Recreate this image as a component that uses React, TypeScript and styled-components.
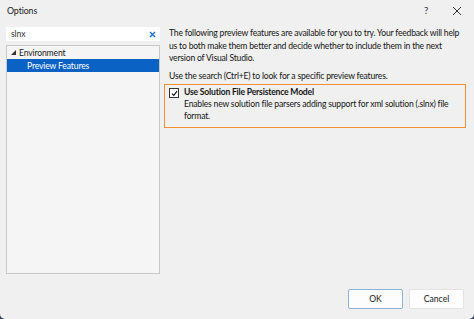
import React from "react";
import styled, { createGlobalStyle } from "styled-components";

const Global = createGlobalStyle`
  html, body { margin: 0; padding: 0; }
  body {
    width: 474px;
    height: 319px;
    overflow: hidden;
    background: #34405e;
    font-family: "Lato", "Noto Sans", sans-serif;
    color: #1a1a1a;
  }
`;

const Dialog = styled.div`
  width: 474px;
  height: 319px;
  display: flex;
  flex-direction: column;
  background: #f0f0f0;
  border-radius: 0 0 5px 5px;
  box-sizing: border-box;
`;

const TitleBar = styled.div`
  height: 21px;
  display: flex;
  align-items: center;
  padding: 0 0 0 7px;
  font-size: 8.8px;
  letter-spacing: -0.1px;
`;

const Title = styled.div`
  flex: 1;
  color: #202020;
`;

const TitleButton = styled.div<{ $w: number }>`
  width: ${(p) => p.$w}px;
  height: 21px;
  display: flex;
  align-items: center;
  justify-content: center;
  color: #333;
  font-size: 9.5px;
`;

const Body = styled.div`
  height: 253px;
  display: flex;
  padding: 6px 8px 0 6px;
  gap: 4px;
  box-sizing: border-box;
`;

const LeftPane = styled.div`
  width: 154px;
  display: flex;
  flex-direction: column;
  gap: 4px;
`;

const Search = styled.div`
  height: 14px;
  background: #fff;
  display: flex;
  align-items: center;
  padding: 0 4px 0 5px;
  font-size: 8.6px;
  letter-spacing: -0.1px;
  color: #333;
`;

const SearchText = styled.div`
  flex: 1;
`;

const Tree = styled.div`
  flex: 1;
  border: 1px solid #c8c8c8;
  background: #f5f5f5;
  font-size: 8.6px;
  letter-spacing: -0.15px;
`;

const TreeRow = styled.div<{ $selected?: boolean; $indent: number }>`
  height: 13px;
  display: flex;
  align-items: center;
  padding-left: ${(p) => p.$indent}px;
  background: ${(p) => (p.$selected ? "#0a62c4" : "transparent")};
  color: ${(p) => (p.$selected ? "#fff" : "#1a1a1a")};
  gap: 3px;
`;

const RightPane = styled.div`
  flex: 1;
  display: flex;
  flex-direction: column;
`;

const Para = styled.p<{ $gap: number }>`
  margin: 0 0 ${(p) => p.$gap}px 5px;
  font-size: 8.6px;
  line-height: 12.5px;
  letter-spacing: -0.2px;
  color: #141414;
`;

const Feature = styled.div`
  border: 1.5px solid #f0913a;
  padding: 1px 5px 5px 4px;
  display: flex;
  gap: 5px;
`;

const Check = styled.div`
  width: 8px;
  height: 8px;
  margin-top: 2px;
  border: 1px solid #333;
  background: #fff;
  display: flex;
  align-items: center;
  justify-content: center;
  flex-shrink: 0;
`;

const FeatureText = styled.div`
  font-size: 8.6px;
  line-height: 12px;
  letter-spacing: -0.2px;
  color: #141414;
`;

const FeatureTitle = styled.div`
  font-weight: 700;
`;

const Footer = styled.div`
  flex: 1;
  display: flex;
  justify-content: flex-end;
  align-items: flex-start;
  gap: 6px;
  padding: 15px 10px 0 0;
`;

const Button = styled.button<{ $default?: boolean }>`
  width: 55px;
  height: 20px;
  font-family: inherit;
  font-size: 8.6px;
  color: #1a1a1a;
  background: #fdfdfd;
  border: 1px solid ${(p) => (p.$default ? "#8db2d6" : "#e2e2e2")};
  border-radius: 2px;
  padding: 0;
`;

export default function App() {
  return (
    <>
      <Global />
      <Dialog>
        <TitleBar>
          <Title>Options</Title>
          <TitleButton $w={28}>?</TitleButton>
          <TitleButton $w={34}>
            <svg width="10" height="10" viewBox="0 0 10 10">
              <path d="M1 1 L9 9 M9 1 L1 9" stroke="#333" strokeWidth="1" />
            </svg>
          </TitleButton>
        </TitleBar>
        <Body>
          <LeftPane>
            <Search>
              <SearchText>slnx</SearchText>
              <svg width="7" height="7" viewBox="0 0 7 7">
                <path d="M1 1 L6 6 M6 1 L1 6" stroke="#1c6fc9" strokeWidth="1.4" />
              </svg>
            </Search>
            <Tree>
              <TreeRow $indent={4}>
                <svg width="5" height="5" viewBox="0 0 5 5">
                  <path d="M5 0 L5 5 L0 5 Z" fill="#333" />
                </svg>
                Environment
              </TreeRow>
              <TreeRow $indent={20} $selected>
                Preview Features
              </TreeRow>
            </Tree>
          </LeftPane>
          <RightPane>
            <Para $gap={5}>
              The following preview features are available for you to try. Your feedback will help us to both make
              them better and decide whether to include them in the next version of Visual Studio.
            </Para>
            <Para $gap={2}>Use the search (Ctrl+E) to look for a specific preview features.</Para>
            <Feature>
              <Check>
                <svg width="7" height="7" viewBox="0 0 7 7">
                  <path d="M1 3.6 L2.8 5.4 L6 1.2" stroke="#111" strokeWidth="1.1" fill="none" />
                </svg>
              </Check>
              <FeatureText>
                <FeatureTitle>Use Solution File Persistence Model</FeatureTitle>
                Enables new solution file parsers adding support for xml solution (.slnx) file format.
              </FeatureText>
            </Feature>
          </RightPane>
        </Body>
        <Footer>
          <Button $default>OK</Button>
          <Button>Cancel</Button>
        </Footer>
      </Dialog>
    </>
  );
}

----------

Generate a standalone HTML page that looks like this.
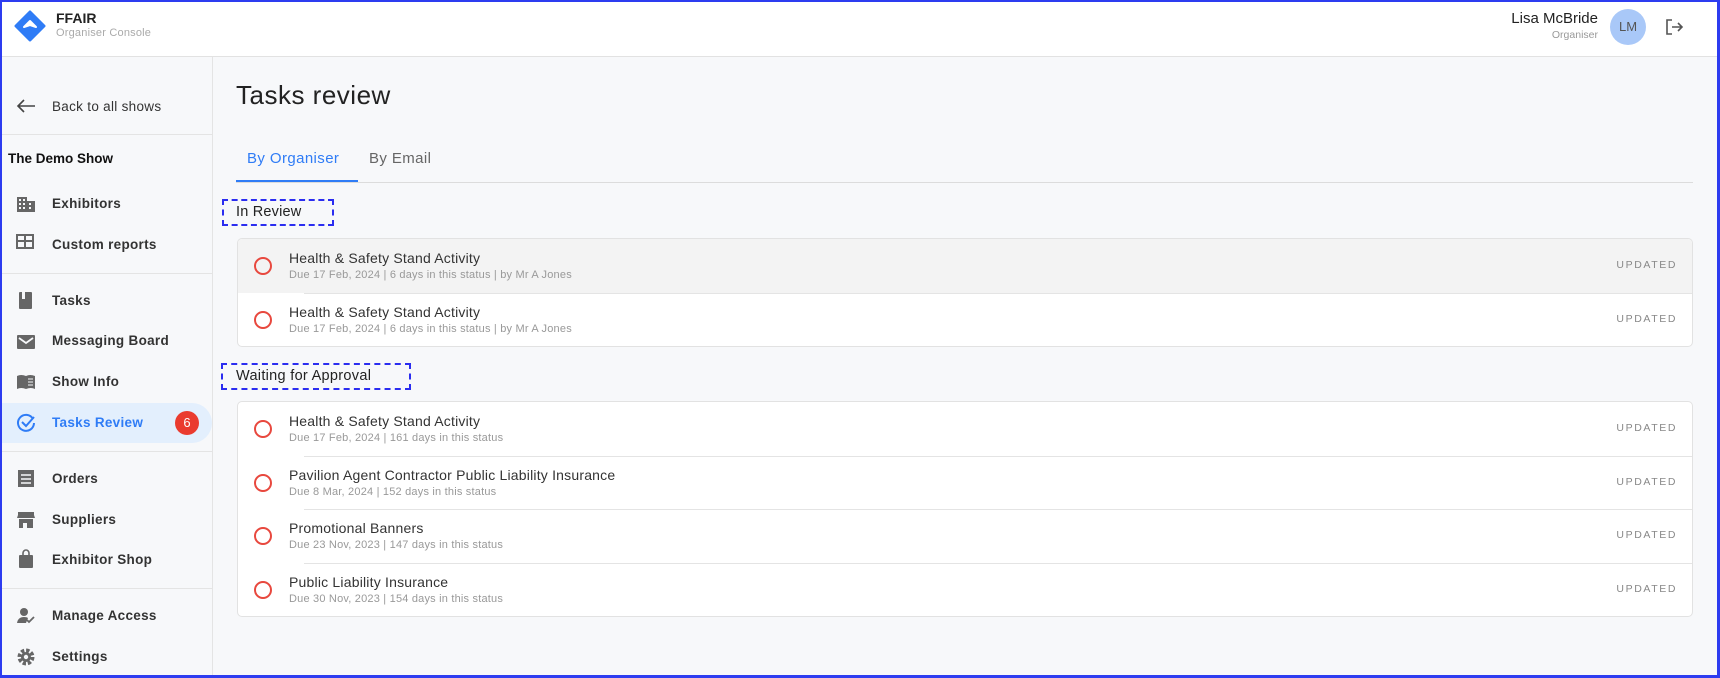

----------

TASK TO COMPLETE >> Filter the listing above for the string "that" and copy every matching line.

EXERCISE SOLUTION >>
Recreate this image as a component that uses React, TypeScript and styled-components.
Generate a standalone HTML page that looks like this.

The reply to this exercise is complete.